▶ _Instructions for the task_:
Your task is to repeat all of the data exactly while excluding the pictures.

▶ _Recorded information_:
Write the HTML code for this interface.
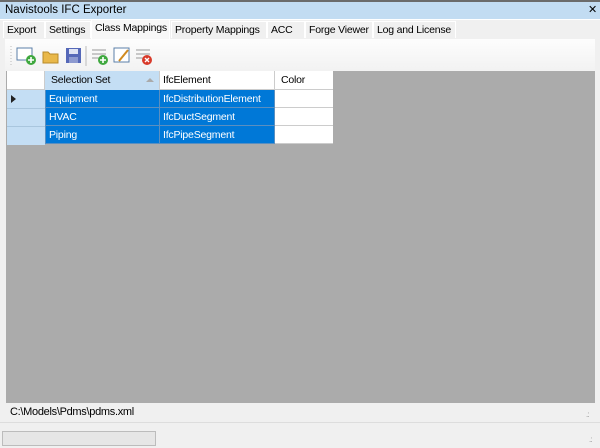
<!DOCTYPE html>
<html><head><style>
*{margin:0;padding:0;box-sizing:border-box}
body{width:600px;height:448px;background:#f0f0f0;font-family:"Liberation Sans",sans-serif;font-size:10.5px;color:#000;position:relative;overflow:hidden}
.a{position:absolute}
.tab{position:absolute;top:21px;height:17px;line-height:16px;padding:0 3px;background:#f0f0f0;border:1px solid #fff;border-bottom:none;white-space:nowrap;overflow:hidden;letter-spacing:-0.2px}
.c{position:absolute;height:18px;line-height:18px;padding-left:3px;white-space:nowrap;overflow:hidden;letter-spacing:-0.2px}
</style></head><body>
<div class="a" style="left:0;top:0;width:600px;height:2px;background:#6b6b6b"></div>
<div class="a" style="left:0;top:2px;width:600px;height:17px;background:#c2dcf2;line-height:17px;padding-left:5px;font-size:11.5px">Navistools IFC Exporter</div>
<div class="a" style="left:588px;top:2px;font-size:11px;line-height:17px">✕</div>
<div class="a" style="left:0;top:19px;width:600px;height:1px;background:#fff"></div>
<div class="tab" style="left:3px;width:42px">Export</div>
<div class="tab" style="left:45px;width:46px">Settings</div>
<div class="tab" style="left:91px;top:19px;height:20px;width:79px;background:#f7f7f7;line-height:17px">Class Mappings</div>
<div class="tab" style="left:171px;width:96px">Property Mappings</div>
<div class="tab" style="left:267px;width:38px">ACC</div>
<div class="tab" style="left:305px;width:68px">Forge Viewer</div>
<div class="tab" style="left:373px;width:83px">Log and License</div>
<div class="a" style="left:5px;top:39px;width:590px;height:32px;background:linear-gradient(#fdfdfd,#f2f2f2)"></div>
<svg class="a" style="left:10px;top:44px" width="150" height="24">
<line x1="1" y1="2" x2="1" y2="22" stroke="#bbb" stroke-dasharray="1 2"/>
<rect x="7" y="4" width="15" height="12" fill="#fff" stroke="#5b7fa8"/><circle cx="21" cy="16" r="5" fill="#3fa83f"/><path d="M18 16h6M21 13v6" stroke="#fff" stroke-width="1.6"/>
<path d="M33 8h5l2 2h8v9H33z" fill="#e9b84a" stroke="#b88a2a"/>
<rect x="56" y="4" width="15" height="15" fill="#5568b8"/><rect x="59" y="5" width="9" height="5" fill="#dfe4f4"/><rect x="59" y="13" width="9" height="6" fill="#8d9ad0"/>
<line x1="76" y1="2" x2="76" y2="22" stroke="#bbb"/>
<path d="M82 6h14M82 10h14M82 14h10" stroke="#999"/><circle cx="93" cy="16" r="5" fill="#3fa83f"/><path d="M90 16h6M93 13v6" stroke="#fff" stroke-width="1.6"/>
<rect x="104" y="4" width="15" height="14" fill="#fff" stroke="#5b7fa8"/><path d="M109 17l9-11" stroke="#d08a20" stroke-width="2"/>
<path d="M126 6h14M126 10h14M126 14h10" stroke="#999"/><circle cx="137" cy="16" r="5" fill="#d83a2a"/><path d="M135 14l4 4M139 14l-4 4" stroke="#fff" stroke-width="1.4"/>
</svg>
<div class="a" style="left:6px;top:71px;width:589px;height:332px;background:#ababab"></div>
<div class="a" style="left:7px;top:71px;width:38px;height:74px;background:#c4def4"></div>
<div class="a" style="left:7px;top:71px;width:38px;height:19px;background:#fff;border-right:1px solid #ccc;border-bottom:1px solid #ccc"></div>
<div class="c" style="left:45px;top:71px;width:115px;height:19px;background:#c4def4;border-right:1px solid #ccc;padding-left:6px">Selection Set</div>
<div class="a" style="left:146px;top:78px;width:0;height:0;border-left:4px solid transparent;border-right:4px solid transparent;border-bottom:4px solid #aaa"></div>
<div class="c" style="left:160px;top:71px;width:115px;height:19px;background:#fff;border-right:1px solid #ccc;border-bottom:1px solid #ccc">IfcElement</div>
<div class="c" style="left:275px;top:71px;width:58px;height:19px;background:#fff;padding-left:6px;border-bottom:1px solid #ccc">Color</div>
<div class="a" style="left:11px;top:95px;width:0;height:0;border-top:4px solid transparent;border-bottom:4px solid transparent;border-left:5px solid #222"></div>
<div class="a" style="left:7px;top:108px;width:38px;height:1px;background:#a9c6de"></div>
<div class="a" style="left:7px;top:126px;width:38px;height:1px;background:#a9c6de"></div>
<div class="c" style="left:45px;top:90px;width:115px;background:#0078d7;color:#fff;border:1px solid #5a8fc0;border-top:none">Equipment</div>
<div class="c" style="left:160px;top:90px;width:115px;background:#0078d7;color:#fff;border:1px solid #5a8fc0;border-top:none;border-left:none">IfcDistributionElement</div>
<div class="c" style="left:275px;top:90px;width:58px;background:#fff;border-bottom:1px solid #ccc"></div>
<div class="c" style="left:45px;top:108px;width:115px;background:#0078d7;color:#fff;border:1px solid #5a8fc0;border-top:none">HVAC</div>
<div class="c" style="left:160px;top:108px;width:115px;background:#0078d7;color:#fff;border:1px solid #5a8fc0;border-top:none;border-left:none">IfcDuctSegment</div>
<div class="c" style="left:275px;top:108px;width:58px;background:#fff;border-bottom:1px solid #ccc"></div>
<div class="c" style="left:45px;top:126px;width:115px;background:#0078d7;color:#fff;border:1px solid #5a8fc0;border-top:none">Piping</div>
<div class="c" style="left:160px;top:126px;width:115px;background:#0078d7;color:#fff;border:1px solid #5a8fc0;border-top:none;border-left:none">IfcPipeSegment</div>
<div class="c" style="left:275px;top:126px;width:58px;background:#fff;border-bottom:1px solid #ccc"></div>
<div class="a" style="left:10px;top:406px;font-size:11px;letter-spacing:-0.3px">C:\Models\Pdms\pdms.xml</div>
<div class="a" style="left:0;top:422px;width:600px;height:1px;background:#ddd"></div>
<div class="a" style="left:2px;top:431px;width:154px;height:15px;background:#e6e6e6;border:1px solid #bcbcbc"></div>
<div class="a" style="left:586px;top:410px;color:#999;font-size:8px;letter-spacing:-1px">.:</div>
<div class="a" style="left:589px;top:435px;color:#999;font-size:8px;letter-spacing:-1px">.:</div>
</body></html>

▶ _Completed exercise_:
Write the HTML code for this interface.
<!DOCTYPE html>
<html><head><style>
*{margin:0;padding:0;box-sizing:border-box}
body{width:600px;height:448px;background:#f0f0f0;font-family:"Liberation Sans",sans-serif;font-size:10.5px;color:#000;position:relative;overflow:hidden}
.a{position:absolute}
.tab{position:absolute;top:21px;height:17px;line-height:16px;padding:0 3px;background:#f0f0f0;border:1px solid #fff;border-bottom:none;white-space:nowrap;overflow:hidden;letter-spacing:-0.2px}
.c{position:absolute;height:18px;line-height:18px;padding-left:3px;white-space:nowrap;overflow:hidden;letter-spacing:-0.2px}
</style></head><body>
<div class="a" style="left:0;top:0;width:600px;height:2px;background:#6b6b6b"></div>
<div class="a" style="left:0;top:2px;width:600px;height:17px;background:#c2dcf2;line-height:17px;padding-left:5px;font-size:11.5px">Navistools IFC Exporter</div>
<div class="a" style="left:588px;top:2px;font-size:11px;line-height:17px">✕</div>
<div class="a" style="left:0;top:19px;width:600px;height:1px;background:#fff"></div>
<div class="tab" style="left:3px;width:42px">Export</div>
<div class="tab" style="left:45px;width:46px">Settings</div>
<div class="tab" style="left:91px;top:19px;height:20px;width:79px;background:#f7f7f7;line-height:17px">Class Mappings</div>
<div class="tab" style="left:171px;width:96px">Property Mappings</div>
<div class="tab" style="left:267px;width:38px">ACC</div>
<div class="tab" style="left:305px;width:68px">Forge Viewer</div>
<div class="tab" style="left:373px;width:83px">Log and License</div>
<div class="a" style="left:5px;top:39px;width:590px;height:32px;background:linear-gradient(#fdfdfd,#f2f2f2)"></div>
<svg class="a" style="left:10px;top:44px" width="150" height="24">
<line x1="1" y1="2" x2="1" y2="22" stroke="#bbb" stroke-dasharray="1 2"/>
<rect x="7" y="4" width="15" height="12" fill="#fff" stroke="#5b7fa8"/><circle cx="21" cy="16" r="5" fill="#3fa83f"/><path d="M18 16h6M21 13v6" stroke="#fff" stroke-width="1.6"/>
<path d="M33 8h5l2 2h8v9H33z" fill="#e9b84a" stroke="#b88a2a"/>
<rect x="56" y="4" width="15" height="15" fill="#5568b8"/><rect x="59" y="5" width="9" height="5" fill="#dfe4f4"/><rect x="59" y="13" width="9" height="6" fill="#8d9ad0"/>
<line x1="76" y1="2" x2="76" y2="22" stroke="#bbb"/>
<path d="M82 6h14M82 10h14M82 14h10" stroke="#999"/><circle cx="93" cy="16" r="5" fill="#3fa83f"/><path d="M90 16h6M93 13v6" stroke="#fff" stroke-width="1.6"/>
<rect x="104" y="4" width="15" height="14" fill="#fff" stroke="#5b7fa8"/><path d="M109 17l9-11" stroke="#d08a20" stroke-width="2"/>
<path d="M126 6h14M126 10h14M126 14h10" stroke="#999"/><circle cx="137" cy="16" r="5" fill="#d83a2a"/><path d="M135 14l4 4M139 14l-4 4" stroke="#fff" stroke-width="1.4"/>
</svg>
<div class="a" style="left:6px;top:71px;width:589px;height:332px;background:#ababab"></div>
<div class="a" style="left:7px;top:71px;width:38px;height:74px;background:#c4def4"></div>
<div class="a" style="left:7px;top:71px;width:38px;height:19px;background:#fff;border-right:1px solid #ccc;border-bottom:1px solid #ccc"></div>
<div class="c" style="left:45px;top:71px;width:115px;height:19px;background:#c4def4;border-right:1px solid #ccc;padding-left:6px">Selection Set</div>
<div class="a" style="left:146px;top:78px;width:0;height:0;border-left:4px solid transparent;border-right:4px solid transparent;border-bottom:4px solid #aaa"></div>
<div class="c" style="left:160px;top:71px;width:115px;height:19px;background:#fff;border-right:1px solid #ccc;border-bottom:1px solid #ccc">IfcElement</div>
<div class="c" style="left:275px;top:71px;width:58px;height:19px;background:#fff;padding-left:6px;border-bottom:1px solid #ccc">Color</div>
<div class="a" style="left:11px;top:95px;width:0;height:0;border-top:4px solid transparent;border-bottom:4px solid transparent;border-left:5px solid #222"></div>
<div class="a" style="left:7px;top:108px;width:38px;height:1px;background:#a9c6de"></div>
<div class="a" style="left:7px;top:126px;width:38px;height:1px;background:#a9c6de"></div>
<div class="c" style="left:45px;top:90px;width:115px;background:#0078d7;color:#fff;border:1px solid #5a8fc0;border-top:none">Equipment</div>
<div class="c" style="left:160px;top:90px;width:115px;background:#0078d7;color:#fff;border:1px solid #5a8fc0;border-top:none;border-left:none">IfcDistributionElement</div>
<div class="c" style="left:275px;top:90px;width:58px;background:#fff;border-bottom:1px solid #ccc"></div>
<div class="c" style="left:45px;top:108px;width:115px;background:#0078d7;color:#fff;border:1px solid #5a8fc0;border-top:none">HVAC</div>
<div class="c" style="left:160px;top:108px;width:115px;background:#0078d7;color:#fff;border:1px solid #5a8fc0;border-top:none;border-left:none">IfcDuctSegment</div>
<div class="c" style="left:275px;top:108px;width:58px;background:#fff;border-bottom:1px solid #ccc"></div>
<div class="c" style="left:45px;top:126px;width:115px;background:#0078d7;color:#fff;border:1px solid #5a8fc0;border-top:none">Piping</div>
<div class="c" style="left:160px;top:126px;width:115px;background:#0078d7;color:#fff;border:1px solid #5a8fc0;border-top:none;border-left:none">IfcPipeSegment</div>
<div class="c" style="left:275px;top:126px;width:58px;background:#fff;border-bottom:1px solid #ccc"></div>
<div class="a" style="left:10px;top:406px;font-size:11px;letter-spacing:-0.3px">C:\Models\Pdms\pdms.xml</div>
<div class="a" style="left:0;top:422px;width:600px;height:1px;background:#ddd"></div>
<div class="a" style="left:2px;top:431px;width:154px;height:15px;background:#e6e6e6;border:1px solid #bcbcbc"></div>
<div class="a" style="left:586px;top:410px;color:#999;font-size:8px;letter-spacing:-1px">.:</div>
<div class="a" style="left:589px;top:435px;color:#999;font-size:8px;letter-spacing:-1px">.:</div>
</body></html>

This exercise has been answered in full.